While his family opens Christmas gifts, Everytown resident John Cabal (Massey) broods over news of a war scare, little comforted by a friend's suggestion that war at least stimulates progress. Before long his fears are realized: Distant gunfire is quickly followed by waves of hostile aircraft, and Everytown is overwhelmed.
The war drags on for decades until both sides are exhausted and broken. Worse, the survivors face a deadly plague. With few doctors and no medicine, the world's population, already laid waste by a 30-year conflict, is cut in half.
By 1970 a man called the Chief (Richardson) is running Everytown. Shooting the afflicted on sight has ended worries of plague, and war on the "hill people" has the town rallying around him. He needs airplanes to overcome his enemies, though, and his engineer, Richard Gordon (deMarney), growls that without petrol and parts, flying is finished. But even as Gordon is speaking, a strange aircraft lands in their midst. Its pilot is John Cabal.

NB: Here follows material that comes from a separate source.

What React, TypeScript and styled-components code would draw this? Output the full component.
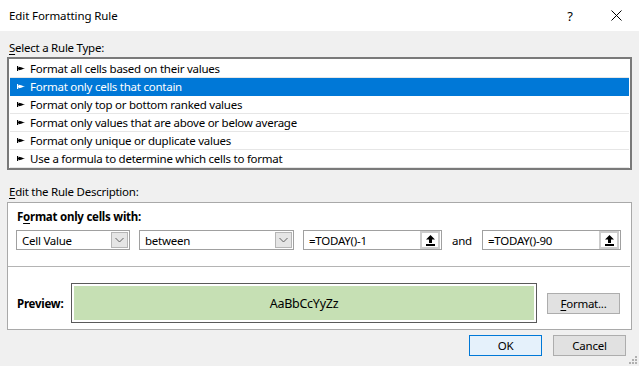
import React from 'react';
import styled, { createGlobalStyle } from 'styled-components';

const GlobalStyle = createGlobalStyle`
  html, body {
    margin: 0;
    padding: 0;
    background: #f0f0f0;
  }
  body {
    font-family: 'Noto Sans', 'Open Sans', sans-serif;
    font-size: 11.5px;
    letter-spacing: -0.25px;
    color: #000;
  }
`;

const Window = styled.div`
  position: relative;
  width: 639px;
  height: 366px;
  background: #f0f0f0;
  display: flex;
  flex-direction: column;
  overflow: hidden;
`;

const TitleBar = styled.div`
  height: 31px;
  background: #fff;
  display: flex;
  align-items: center;
  padding-left: 9px;
`;

const Title = styled.div`
  flex: 1;
  font-size: 11.5px;
  letter-spacing: -0.1px;
`;

const CaptionButton = styled.div`
  width: 46px;
  height: 31px;
  display: flex;
  align-items: center;
  justify-content: center;
  font-size: 13px;
`;

const Body = styled.div`
  padding: 0 7px;
  display: flex;
  flex-direction: column;
`;

const SectionLabel = styled.div<{ $top: number }>`
  margin-top: ${(p) => p.$top}px;
  padding-left: 2px;
  height: 16px;
  line-height: 16px;
`;

const Key = styled.span`
  text-decoration: underline;
  text-underline-offset: 2px;
`;

const ListBox = styled.div`
  margin-top: 1px;
  height: 113px;
  box-sizing: border-box;
  background: #fff;
  border: 2px solid #7a7a7a;
  padding: 1px;
`;

const RuleRow = styled.div<{ $selected?: boolean }>`
  height: 18px;
  box-sizing: border-box;
  display: flex;
  align-items: center;
  gap: 5px;
  padding-left: 7px;
  border-bottom: 1px solid ${(p) => (p.$selected ? '#0078d7' : '#e6e6e6')};
  background: ${(p) => (p.$selected ? '#0078d7' : '#fff')};
  color: ${(p) => (p.$selected ? '#fff' : '#000')};
  line-height: 16px;
`;

const GroupBox = styled.div`
  margin-top: 2px;
  height: 128px;
  box-sizing: border-box;
  background: #fff;
  border: 1px solid #a9a9a9;
  display: flex;
  flex-direction: column;
`;

const GroupTop = styled.div`
  padding: 6px 10px 0 8px;
  display: flex;
  flex-direction: column;
`;

const BoldLabel = styled.div`
  font-weight: bold;
  height: 16px;
  line-height: 16px;
  padding-left: 1px;
`;

const ControlRow = styled.div`
  margin-top: 5px;
  display: flex;
  align-items: center;
  height: 20px;
`;

const Combo = styled.div<{ $width: number; $gap: number }>`
  width: ${(p) => p.$width}px;
  margin-right: ${(p) => p.$gap}px;
  height: 20px;
  box-sizing: border-box;
  border: 1px solid #a0a0a0;
  background: #fff;
  display: flex;
  align-items: center;
  padding: 1px;
`;

const FieldText = styled.div`
  flex: 1;
  padding-left: 4px;
  white-space: nowrap;
  overflow: hidden;
`;

const ComboButton = styled.div`
  width: 17px;
  height: 16px;
  box-sizing: border-box;
  background: #e5e5e5;
  border: 1px solid #b5b5b5;
  display: flex;
  align-items: center;
  justify-content: center;
`;

const RefButton = styled.div`
  width: 20px;
  height: 18px;
  box-sizing: border-box;
  border: 2px solid #cccccc;
  background: #fff;
  display: flex;
  align-items: center;
  justify-content: center;
`;

const AndLabel = styled.div`
  width: 40px;
  text-align: center;
`;

const Divider = styled.div`
  margin-top: 16px;
  height: 1px;
  background: #b4b4b4;
  margin-right: 1px;
`;

const PreviewRow = styled.div`
  margin-top: 16px;
  display: flex;
  align-items: center;
  padding: 0 10px 0 9px;
`;

const PreviewLabel = styled.div`
  width: 54px;
  font-weight: bold;
`;

const PreviewBox = styled.div`
  width: 466px;
  height: 40px;
  box-sizing: border-box;
  border: 1px solid #5a5a5a;
  padding: 2px;
  background: #fff;
`;

const PreviewFill = styled.div`
  height: 100%;
  background: #c6e0b4;
  display: flex;
  align-items: center;
  justify-content: center;
  font-size: 12.5px;
`;

const PushButton = styled.div<{ $primary?: boolean }>`
  width: 73px;
  height: 21px;
  box-sizing: border-box;
  display: flex;
  align-items: center;
  justify-content: center;
  background: ${(p) => (p.$primary ? '#e5f1fb' : '#e1e1e1')};
  border: 1px solid ${(p) => (p.$primary ? '#0078d7' : '#adadad')};
`;

const FormatButton = styled(PushButton)`
  margin-left: 10px;
`;

const Footer = styled.div`
  margin-top: 5px;
  display: flex;
  justify-content: flex-end;
  gap: 11px;
  padding-right: 6px;
`;

const Grip = styled.svg`
  position: absolute;
  right: 2px;
  bottom: 2px;
`;

const Bullet = () => (
  <svg width="8" height="7" viewBox="0 0 8 7">
    <rect x="0" y="1" width="1.2" height="5" fill="currentColor" />
    <path d="M1 2.6 H3.5 L8 3.5 L3.5 4.4 H1 Z" fill="currentColor" />
    <path d="M2 1.8 L6 3.1 V3.9 L2 5.2 Z" fill="currentColor" />
  </svg>
);

const Chevron = () => (
  <svg width="9" height="6" viewBox="0 0 9 6">
    <path d="M0.5 1 L4.5 5 L8.5 1" fill="none" stroke="#606060" strokeWidth="1" />
  </svg>
);

const UploadIcon = () => (
  <svg width="9" height="11" viewBox="0 0 9 11">
    <path d="M4.5 0 L9 4.5 H6 V8 H3 V4.5 H0 Z" fill="#000" />
    <rect x="0" y="9" width="9" height="2" fill="#000" />
  </svg>
);

const CloseIcon = () => (
  <svg width="11" height="11" viewBox="0 0 11 11">
    <path d="M0.5 0.5 L10.5 10.5 M10.5 0.5 L0.5 10.5" stroke="#000" strokeWidth="1" />
  </svg>
);

const rules = [
  'Format all cells based on their values',
  'Format only cells that contain',
  'Format only top or bottom ranked values',
  'Format only values that are above or below average',
  'Format only unique or duplicate values',
  'Use a formula to determine which cells to format',
];

const App = () => {
  return (
    <Window>
      <GlobalStyle />
      <TitleBar>
        <Title>Edit Formatting Rule</Title>
        <CaptionButton>?</CaptionButton>
        <CaptionButton>
          <CloseIcon />
        </CaptionButton>
      </TitleBar>
      <Body>
        <SectionLabel $top={9}>
          <Key>S</Key>elect a Rule Type:
        </SectionLabel>
        <ListBox>
          {rules.map((rule, i) => (
            <RuleRow key={rule} $selected={i === 1}>
              <Bullet />
              {rule}
            </RuleRow>
          ))}
        </ListBox>
        <SectionLabel $top={14}>
          <Key>E</Key>dit the Rule Description:
        </SectionLabel>
        <GroupBox>
          <GroupTop>
            <BoldLabel>
              F<Key>o</Key>rmat only cells with:
            </BoldLabel>
            <ControlRow>
              <Combo $width={114} $gap={9}>
                <FieldText>Cell Value</FieldText>
                <ComboButton>
                  <Chevron />
                </ComboButton>
              </Combo>
              <Combo $width={155} $gap={9}>
                <FieldText>between</FieldText>
                <ComboButton>
                  <Chevron />
                </ComboButton>
              </Combo>
              <Combo $width={139} $gap={0}>
                <FieldText>=TODAY()-1</FieldText>
                <RefButton>
                  <UploadIcon />
                </RefButton>
              </Combo>
              <AndLabel>and</AndLabel>
              <Combo $width={139} $gap={0}>
                <FieldText>=TODAY()-90</FieldText>
                <RefButton>
                  <UploadIcon />
                </RefButton>
              </Combo>
            </ControlRow>
          </GroupTop>
          <Divider />
          <PreviewRow>
            <PreviewLabel>Preview:</PreviewLabel>
            <PreviewBox>
              <PreviewFill>AaBbCcYyZz</PreviewFill>
            </PreviewBox>
            <FormatButton>
              <span>
                <Key>F</Key>ormat...
              </span>
            </FormatButton>
          </PreviewRow>
        </GroupBox>
        <Footer>
          <PushButton $primary>OK</PushButton>
          <PushButton>Cancel</PushButton>
        </Footer>
      </Body>
      <Grip width="8" height="8" viewBox="0 0 8 8">
        <rect x="6" y="0" width="2" height="2" fill="#b0b0b0" />
        <rect x="3" y="3" width="2" height="2" fill="#b0b0b0" />
        <rect x="6" y="3" width="2" height="2" fill="#b0b0b0" />
        <rect x="0" y="6" width="2" height="2" fill="#b0b0b0" />
        <rect x="3" y="6" width="2" height="2" fill="#b0b0b0" />
        <rect x="6" y="6" width="2" height="2" fill="#b0b0b0" />
      </Grip>
    </Window>
  );
};

export default App;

Cabal, part of a band of scientists trying to push back barbarism, is imprisoned, but Gordon secures his help in salvaging a single plane. The mechanic then escapes to warn Cabal's friends, returning with a fleet of huge airships that bomb Everytown with "gas of peace"; the Chief, seeing the end of his world, is the only casualty.

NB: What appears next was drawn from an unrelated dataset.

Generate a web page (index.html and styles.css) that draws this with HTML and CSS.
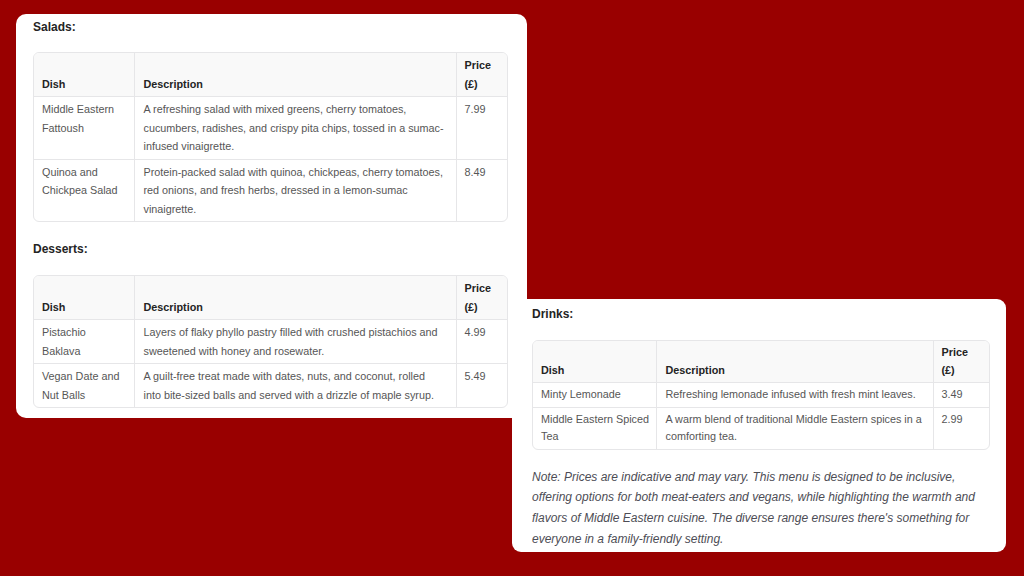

By 2036 the world is remade, and Everytown is a vast city of soaring towers. But a new discomfort has arisen, given voice by Theotocopulos (Hardwicke). Constant progress--represented by a "space gun" that will shoot man to the moon--isn't wanted anymore, he says. Cabal's descendant must defend progress against the incited masses, first with words and then hand-to-hand while the last-chance firing of the space gun approaches.